**Aim of the exercise**
Reproduce every entry exactly.
Start of Task inputs
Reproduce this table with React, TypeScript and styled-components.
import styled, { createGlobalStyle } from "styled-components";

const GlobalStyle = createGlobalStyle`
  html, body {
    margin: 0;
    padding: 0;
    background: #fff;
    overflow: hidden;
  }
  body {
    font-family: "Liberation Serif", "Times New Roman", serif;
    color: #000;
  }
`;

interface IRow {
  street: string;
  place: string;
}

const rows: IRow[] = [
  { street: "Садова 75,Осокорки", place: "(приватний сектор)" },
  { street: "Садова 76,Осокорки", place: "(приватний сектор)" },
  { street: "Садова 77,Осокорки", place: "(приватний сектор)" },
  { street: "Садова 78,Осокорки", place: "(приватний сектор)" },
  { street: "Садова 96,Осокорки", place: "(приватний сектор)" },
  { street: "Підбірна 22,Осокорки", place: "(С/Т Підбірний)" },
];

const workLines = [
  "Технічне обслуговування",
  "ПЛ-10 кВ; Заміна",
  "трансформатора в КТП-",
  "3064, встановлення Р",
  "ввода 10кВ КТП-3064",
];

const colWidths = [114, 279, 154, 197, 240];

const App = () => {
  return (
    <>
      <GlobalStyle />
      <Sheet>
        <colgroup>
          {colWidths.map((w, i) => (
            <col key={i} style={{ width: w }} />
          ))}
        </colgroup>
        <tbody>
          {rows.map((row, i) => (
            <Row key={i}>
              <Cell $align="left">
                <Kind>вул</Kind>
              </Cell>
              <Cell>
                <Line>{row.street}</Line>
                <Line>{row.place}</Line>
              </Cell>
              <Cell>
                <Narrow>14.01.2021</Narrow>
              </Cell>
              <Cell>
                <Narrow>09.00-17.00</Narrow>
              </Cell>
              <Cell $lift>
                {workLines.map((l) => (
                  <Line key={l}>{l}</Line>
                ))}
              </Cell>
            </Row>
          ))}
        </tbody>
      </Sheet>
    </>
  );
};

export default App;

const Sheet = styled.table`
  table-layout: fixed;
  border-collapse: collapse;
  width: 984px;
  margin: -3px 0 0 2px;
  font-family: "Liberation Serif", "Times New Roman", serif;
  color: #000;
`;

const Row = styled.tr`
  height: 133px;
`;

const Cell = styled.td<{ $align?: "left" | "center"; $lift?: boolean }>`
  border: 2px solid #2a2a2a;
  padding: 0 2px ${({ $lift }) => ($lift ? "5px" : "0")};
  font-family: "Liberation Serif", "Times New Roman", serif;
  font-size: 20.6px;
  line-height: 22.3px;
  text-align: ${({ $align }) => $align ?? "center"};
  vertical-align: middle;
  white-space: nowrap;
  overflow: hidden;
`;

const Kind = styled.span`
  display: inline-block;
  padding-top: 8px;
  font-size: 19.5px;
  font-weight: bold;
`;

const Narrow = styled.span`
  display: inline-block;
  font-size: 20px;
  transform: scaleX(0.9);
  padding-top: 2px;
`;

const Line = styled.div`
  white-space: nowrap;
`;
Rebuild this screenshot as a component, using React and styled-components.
End of Task inputs
**Result of this exercise**
Reproduce this table with React, TypeScript and styled-components.
import styled, { createGlobalStyle } from "styled-components";

const GlobalStyle = createGlobalStyle`
  html, body {
    margin: 0;
    padding: 0;
    background: #fff;
    overflow: hidden;
  }
  body {
    font-family: "Liberation Serif", "Times New Roman", serif;
    color: #000;
  }
`;

interface IRow {
  street: string;
  place: string;
}

const rows: IRow[] = [
  { street: "Садова 75,Осокорки", place: "(приватний сектор)" },
  { street: "Садова 76,Осокорки", place: "(приватний сектор)" },
  { street: "Садова 77,Осокорки", place: "(приватний сектор)" },
  { street: "Садова 78,Осокорки", place: "(приватний сектор)" },
  { street: "Садова 96,Осокорки", place: "(приватний сектор)" },
  { street: "Підбірна 22,Осокорки", place: "(С/Т Підбірний)" },
];

const workLines = [
  "Технічне обслуговування",
  "ПЛ-10 кВ; Заміна",
  "трансформатора в КТП-",
  "3064, встановлення Р",
  "ввода 10кВ КТП-3064",
];

const colWidths = [114, 279, 154, 197, 240];

const App = () => {
  return (
    <>
      <GlobalStyle />
      <Sheet>
        <colgroup>
          {colWidths.map((w, i) => (
            <col key={i} style={{ width: w }} />
          ))}
        </colgroup>
        <tbody>
          {rows.map((row, i) => (
            <Row key={i}>
              <Cell $align="left">
                <Kind>вул</Kind>
              </Cell>
              <Cell>
                <Line>{row.street}</Line>
                <Line>{row.place}</Line>
              </Cell>
              <Cell>
                <Narrow>14.01.2021</Narrow>
              </Cell>
              <Cell>
                <Narrow>09.00-17.00</Narrow>
              </Cell>
              <Cell $lift>
                {workLines.map((l) => (
                  <Line key={l}>{l}</Line>
                ))}
              </Cell>
            </Row>
          ))}
        </tbody>
      </Sheet>
    </>
  );
};

export default App;

const Sheet = styled.table`
  table-layout: fixed;
  border-collapse: collapse;
  width: 984px;
  margin: -3px 0 0 2px;
  font-family: "Liberation Serif", "Times New Roman", serif;
  color: #000;
`;

const Row = styled.tr`
  height: 133px;
`;

const Cell = styled.td<{ $align?: "left" | "center"; $lift?: boolean }>`
  border: 2px solid #2a2a2a;
  padding: 0 2px ${({ $lift }) => ($lift ? "5px" : "0")};
  font-family: "Liberation Serif", "Times New Roman", serif;
  font-size: 20.6px;
  line-height: 22.3px;
  text-align: ${({ $align }) => $align ?? "center"};
  vertical-align: middle;
  white-space: nowrap;
  overflow: hidden;
`;

const Kind = styled.span`
  display: inline-block;
  padding-top: 8px;
  font-size: 19.5px;
  font-weight: bold;
`;

const Narrow = styled.span`
  display: inline-block;
  font-size: 20px;
  transform: scaleX(0.9);
  padding-top: 2px;
`;

const Line = styled.div`
  white-space: nowrap;
`;
Rebuild this screenshot as a component, using React and styled-components.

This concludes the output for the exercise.